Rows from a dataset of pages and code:
——
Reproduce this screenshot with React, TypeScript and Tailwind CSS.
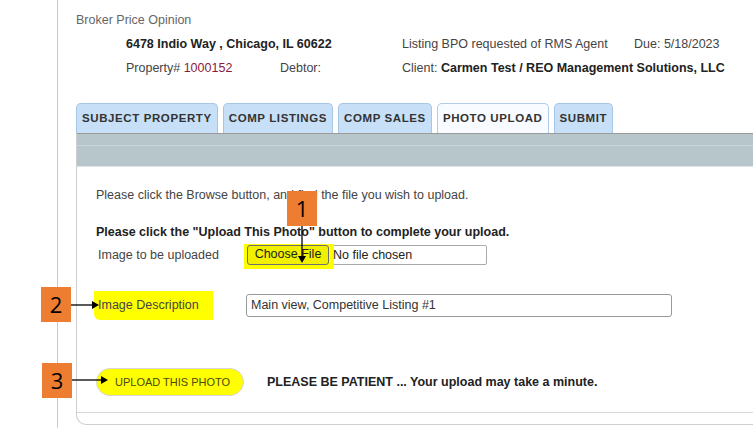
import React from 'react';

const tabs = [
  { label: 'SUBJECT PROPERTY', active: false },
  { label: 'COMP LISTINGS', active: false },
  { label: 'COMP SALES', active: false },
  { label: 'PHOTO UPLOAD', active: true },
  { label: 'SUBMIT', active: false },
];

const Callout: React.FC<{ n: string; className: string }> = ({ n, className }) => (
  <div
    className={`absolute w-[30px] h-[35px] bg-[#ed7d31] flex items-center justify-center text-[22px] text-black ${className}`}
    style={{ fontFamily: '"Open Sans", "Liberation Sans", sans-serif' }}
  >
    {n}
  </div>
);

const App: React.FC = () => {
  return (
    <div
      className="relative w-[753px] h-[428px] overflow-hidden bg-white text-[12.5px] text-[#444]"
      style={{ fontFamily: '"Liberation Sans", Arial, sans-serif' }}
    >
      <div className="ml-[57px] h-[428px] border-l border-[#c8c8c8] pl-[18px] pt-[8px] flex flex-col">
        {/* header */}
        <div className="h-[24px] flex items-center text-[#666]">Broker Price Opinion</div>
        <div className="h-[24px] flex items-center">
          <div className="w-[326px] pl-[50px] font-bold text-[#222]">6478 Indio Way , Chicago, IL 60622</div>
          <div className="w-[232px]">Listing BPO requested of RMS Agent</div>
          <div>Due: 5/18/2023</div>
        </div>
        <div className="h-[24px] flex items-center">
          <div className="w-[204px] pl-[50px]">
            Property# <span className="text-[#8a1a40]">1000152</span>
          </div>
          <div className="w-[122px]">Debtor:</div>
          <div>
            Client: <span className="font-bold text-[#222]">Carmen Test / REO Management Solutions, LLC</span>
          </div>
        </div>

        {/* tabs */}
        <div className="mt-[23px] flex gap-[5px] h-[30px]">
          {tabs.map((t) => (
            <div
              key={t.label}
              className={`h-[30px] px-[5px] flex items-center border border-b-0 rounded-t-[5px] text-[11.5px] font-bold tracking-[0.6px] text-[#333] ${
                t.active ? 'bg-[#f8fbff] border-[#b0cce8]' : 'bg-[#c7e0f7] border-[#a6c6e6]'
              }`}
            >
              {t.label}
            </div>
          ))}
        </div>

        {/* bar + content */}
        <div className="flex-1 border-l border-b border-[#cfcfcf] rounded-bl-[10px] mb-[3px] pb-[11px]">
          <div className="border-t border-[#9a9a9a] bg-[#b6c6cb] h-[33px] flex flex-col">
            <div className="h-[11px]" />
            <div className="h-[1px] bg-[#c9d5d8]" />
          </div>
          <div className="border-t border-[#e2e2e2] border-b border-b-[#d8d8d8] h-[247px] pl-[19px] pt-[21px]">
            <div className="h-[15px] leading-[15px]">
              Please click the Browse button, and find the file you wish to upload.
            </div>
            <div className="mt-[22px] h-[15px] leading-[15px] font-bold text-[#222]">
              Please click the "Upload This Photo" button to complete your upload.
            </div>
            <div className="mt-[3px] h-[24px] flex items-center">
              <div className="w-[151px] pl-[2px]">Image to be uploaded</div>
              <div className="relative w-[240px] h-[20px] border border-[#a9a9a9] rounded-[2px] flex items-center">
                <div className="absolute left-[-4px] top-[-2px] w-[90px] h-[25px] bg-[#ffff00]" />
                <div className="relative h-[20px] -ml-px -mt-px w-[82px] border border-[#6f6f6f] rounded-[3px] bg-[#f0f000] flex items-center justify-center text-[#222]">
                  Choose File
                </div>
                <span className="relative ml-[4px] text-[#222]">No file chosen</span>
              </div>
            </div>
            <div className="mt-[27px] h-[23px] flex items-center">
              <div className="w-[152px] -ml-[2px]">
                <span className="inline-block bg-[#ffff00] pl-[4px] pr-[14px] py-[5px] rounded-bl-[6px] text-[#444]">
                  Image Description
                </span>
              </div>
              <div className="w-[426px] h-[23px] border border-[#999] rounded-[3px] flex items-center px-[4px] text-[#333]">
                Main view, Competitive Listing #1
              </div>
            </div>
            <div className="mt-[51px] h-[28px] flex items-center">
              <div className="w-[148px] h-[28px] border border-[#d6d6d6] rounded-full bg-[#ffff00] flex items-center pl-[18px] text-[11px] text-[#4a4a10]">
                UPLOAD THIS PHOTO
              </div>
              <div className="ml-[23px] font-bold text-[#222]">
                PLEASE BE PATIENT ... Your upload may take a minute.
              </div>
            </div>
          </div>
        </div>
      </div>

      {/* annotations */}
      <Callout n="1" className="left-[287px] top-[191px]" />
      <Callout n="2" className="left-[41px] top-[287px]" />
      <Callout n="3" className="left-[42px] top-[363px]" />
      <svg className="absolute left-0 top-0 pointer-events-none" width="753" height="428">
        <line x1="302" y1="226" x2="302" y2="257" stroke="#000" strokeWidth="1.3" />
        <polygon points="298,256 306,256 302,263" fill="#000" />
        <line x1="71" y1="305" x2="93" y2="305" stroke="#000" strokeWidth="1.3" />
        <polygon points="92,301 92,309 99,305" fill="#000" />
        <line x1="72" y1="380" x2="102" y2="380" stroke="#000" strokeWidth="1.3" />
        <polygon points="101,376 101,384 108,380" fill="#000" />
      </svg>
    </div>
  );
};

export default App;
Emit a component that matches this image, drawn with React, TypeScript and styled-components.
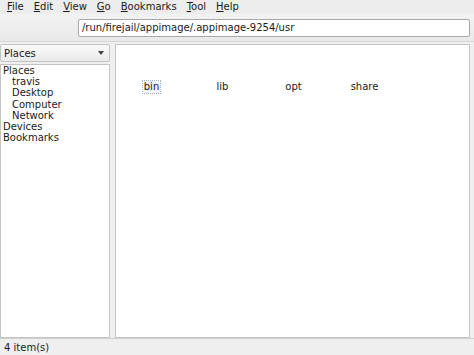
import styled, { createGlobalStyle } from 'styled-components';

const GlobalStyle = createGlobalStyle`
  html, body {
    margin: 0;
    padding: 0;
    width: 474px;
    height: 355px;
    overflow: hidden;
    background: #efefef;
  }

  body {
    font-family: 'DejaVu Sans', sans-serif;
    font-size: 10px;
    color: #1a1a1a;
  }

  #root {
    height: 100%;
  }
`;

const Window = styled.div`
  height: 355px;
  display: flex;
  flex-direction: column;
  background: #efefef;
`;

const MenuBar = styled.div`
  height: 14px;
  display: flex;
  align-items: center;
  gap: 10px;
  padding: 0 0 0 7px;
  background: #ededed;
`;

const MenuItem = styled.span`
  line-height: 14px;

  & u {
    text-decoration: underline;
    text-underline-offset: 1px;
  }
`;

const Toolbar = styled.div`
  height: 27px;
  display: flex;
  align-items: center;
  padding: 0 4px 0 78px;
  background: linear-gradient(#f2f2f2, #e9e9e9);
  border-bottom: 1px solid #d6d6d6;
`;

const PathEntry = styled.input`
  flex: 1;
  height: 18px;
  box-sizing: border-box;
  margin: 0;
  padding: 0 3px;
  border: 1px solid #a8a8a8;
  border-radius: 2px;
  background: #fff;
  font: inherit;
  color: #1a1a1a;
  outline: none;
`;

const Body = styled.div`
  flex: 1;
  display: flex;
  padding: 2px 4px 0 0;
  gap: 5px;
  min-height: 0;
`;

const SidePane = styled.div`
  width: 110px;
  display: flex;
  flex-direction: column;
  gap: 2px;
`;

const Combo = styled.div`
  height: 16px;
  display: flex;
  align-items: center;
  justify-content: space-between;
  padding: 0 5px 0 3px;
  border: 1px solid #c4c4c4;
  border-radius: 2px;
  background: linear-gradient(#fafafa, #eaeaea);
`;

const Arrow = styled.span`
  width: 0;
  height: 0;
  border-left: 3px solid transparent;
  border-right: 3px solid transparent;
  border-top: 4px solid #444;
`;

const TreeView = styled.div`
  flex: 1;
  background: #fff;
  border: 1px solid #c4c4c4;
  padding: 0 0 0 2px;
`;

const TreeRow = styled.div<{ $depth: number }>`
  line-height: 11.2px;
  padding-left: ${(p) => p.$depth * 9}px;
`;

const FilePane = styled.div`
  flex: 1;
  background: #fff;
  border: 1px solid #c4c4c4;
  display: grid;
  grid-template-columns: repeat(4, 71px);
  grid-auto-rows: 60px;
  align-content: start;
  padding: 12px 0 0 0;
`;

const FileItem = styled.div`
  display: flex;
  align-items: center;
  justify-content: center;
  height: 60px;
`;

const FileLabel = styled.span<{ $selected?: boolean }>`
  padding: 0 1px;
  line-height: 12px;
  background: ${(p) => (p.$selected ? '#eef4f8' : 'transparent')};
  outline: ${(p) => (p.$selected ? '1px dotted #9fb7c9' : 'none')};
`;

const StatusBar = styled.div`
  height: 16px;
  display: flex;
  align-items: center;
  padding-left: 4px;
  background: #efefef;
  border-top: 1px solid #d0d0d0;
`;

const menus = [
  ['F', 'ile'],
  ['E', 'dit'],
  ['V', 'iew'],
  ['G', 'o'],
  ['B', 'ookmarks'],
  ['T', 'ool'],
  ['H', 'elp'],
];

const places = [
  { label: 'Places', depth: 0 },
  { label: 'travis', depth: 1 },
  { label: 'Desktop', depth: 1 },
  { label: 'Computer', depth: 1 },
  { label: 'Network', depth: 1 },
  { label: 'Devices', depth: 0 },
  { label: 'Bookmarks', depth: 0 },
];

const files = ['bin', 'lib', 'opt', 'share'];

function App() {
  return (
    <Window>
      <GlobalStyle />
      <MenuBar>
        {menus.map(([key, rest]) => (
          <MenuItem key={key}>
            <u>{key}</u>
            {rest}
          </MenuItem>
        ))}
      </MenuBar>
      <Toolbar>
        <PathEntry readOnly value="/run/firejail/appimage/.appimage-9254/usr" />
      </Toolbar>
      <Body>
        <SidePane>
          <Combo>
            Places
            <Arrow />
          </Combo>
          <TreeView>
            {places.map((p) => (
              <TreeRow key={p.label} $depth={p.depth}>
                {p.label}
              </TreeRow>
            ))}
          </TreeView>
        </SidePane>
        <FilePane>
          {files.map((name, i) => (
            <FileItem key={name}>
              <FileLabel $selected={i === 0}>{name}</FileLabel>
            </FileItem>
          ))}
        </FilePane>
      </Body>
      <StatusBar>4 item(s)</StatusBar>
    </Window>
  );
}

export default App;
——
Work to be completed: Pick out the lines that have the word "with". Copy them all.

Reply:
Reproduce this screenshot with React, TypeScript and Tailwind CSS.
Emit a component that matches this image, drawn with React, TypeScript and styled-components.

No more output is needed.